#### [Record list]
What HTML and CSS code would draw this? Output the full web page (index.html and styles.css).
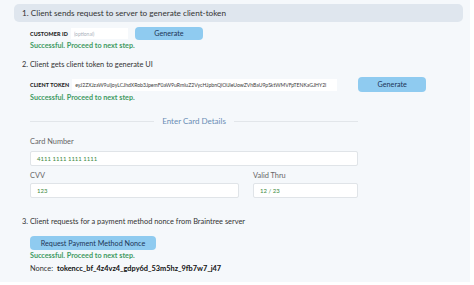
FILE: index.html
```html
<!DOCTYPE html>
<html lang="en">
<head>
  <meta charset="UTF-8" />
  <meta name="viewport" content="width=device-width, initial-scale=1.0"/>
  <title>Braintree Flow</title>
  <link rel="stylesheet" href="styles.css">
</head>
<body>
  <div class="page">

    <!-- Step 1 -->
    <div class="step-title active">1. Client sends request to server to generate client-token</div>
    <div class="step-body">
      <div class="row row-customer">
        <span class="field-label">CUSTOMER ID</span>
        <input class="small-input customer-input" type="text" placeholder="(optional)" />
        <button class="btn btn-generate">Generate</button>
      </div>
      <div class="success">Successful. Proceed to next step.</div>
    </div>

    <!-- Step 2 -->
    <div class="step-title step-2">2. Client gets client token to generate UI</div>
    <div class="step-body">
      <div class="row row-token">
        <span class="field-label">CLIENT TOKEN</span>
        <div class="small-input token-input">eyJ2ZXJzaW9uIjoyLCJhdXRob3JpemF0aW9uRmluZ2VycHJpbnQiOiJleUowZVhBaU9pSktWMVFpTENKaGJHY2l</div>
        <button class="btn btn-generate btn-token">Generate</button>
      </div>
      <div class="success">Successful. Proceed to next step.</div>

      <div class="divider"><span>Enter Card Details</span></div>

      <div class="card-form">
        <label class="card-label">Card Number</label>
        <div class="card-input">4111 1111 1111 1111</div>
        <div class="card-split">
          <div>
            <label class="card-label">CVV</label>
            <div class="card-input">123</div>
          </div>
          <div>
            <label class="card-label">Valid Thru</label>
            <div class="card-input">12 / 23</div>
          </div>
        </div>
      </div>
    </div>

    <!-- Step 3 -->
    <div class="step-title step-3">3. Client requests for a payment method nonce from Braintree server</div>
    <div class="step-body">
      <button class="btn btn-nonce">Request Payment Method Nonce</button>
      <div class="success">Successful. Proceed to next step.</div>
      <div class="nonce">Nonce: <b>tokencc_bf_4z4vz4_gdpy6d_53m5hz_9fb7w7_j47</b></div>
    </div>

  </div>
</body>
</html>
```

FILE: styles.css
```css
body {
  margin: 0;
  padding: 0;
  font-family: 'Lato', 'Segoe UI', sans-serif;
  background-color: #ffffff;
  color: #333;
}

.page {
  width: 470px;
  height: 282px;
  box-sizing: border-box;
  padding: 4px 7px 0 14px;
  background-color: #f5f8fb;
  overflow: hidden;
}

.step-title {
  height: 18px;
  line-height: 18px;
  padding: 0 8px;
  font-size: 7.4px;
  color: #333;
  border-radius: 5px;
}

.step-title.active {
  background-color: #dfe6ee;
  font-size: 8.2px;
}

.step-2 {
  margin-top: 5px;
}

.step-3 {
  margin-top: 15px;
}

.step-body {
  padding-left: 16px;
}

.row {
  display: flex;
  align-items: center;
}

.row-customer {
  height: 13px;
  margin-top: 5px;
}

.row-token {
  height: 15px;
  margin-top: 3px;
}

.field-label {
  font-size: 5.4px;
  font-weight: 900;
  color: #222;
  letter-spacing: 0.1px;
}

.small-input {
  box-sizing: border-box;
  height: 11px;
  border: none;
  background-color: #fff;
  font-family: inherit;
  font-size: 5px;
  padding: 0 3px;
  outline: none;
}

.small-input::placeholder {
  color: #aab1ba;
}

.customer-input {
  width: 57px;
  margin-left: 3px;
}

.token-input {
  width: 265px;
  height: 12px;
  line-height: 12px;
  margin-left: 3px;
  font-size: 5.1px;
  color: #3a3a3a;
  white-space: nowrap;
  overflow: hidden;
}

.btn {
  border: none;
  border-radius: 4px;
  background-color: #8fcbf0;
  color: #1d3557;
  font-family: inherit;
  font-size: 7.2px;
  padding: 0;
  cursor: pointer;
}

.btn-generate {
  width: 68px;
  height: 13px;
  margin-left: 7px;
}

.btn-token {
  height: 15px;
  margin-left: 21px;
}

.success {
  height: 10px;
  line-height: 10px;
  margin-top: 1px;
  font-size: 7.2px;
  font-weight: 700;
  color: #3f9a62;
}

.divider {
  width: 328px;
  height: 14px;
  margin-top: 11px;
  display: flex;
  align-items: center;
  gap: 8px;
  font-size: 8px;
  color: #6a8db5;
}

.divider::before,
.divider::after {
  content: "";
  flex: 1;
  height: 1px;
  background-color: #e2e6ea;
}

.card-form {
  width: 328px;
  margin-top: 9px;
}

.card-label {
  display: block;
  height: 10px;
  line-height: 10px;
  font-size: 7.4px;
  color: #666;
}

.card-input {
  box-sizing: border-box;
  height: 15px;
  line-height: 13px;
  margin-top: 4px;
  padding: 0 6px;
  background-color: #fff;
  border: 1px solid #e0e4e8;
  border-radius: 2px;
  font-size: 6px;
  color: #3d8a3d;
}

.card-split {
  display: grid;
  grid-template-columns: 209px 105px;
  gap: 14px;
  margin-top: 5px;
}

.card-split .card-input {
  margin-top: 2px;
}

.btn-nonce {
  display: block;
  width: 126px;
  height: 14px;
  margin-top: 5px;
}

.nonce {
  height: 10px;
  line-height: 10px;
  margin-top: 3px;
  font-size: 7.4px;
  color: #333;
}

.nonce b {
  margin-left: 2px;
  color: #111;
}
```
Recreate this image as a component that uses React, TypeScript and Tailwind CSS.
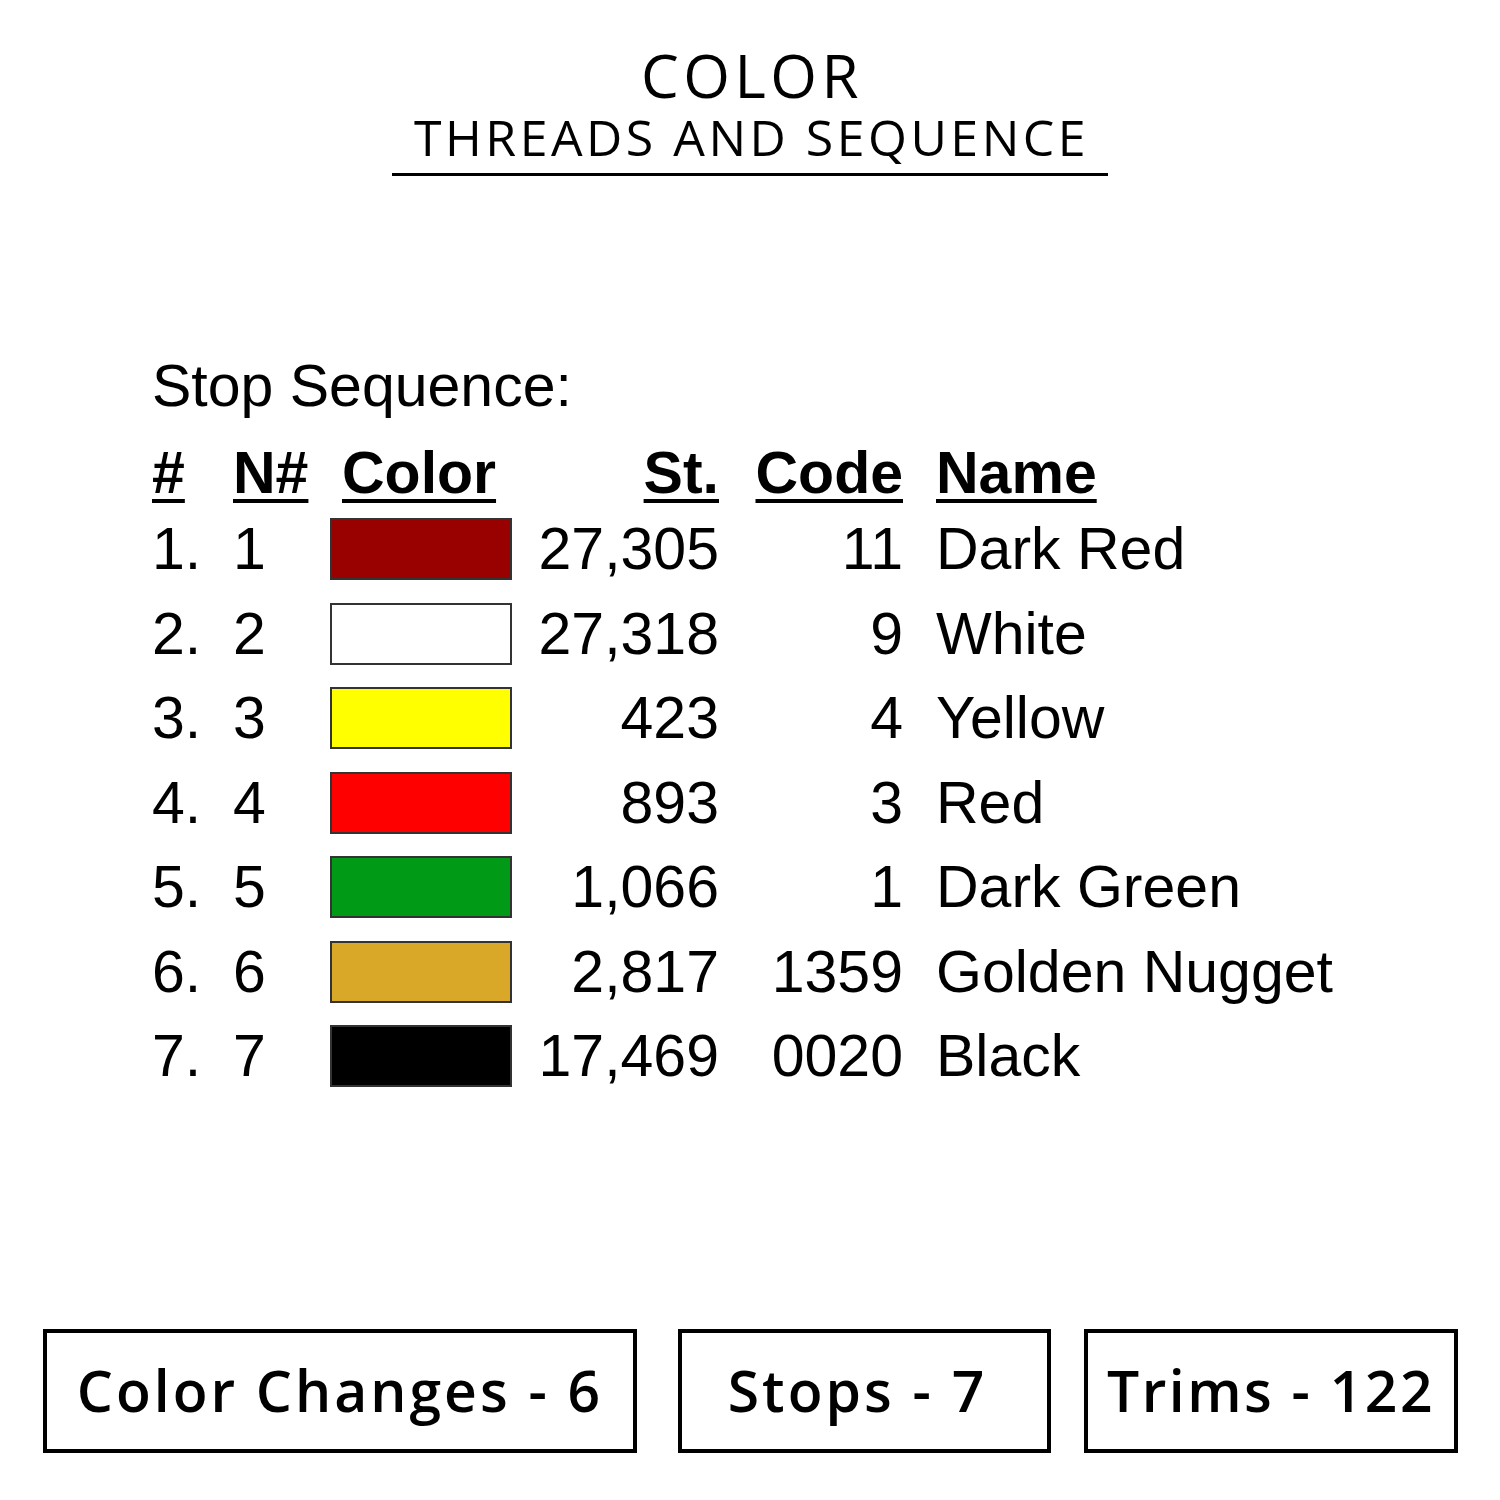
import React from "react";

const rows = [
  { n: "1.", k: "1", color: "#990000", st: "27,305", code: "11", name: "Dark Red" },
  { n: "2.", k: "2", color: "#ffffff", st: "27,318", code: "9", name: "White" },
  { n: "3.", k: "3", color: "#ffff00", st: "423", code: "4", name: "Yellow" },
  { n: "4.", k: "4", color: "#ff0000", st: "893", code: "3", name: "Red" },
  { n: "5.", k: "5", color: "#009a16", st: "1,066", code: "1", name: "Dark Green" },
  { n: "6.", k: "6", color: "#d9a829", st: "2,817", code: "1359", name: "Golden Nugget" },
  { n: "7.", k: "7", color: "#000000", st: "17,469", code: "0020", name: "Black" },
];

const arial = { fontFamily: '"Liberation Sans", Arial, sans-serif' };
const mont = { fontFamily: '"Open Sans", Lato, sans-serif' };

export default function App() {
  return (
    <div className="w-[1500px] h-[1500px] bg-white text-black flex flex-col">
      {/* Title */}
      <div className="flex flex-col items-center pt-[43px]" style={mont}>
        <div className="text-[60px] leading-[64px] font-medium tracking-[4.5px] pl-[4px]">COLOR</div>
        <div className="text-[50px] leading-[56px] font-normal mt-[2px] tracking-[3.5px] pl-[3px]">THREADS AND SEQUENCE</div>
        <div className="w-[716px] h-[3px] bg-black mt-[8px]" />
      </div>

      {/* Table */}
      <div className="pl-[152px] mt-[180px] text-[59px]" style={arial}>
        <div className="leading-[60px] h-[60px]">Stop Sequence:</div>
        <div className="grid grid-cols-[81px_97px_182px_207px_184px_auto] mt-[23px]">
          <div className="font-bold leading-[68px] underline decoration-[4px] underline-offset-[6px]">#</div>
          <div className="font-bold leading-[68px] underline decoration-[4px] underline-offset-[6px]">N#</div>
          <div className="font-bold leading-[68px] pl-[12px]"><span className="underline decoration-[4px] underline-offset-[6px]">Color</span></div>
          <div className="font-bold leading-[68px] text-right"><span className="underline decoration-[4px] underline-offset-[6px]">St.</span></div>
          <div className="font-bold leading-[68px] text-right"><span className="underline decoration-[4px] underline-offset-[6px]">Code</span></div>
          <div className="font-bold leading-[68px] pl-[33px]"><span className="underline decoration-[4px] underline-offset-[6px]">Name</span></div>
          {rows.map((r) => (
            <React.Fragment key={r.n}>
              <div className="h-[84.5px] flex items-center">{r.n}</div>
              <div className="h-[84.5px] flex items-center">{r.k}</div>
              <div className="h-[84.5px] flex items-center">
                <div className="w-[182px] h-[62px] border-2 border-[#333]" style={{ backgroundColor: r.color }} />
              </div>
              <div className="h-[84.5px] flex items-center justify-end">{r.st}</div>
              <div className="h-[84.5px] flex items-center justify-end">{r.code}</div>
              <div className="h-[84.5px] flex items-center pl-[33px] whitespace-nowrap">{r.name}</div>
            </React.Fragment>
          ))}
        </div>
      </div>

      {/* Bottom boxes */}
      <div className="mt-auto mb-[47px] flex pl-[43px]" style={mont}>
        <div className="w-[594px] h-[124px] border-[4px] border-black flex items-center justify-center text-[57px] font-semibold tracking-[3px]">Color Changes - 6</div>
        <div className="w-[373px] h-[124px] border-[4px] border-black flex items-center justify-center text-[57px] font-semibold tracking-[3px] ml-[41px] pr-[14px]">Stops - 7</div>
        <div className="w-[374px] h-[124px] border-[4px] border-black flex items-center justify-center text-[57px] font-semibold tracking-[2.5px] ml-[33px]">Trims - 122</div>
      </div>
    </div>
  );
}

#### [What is asked]
Extract from the material above the stretch running from the line containing "Recreate this image" through the line containing "import React from". Keep the text exact and the pictures out.

#### [Written response]
Recreate this image as a component that uses React, TypeScript and Tailwind CSS.
import React from "react";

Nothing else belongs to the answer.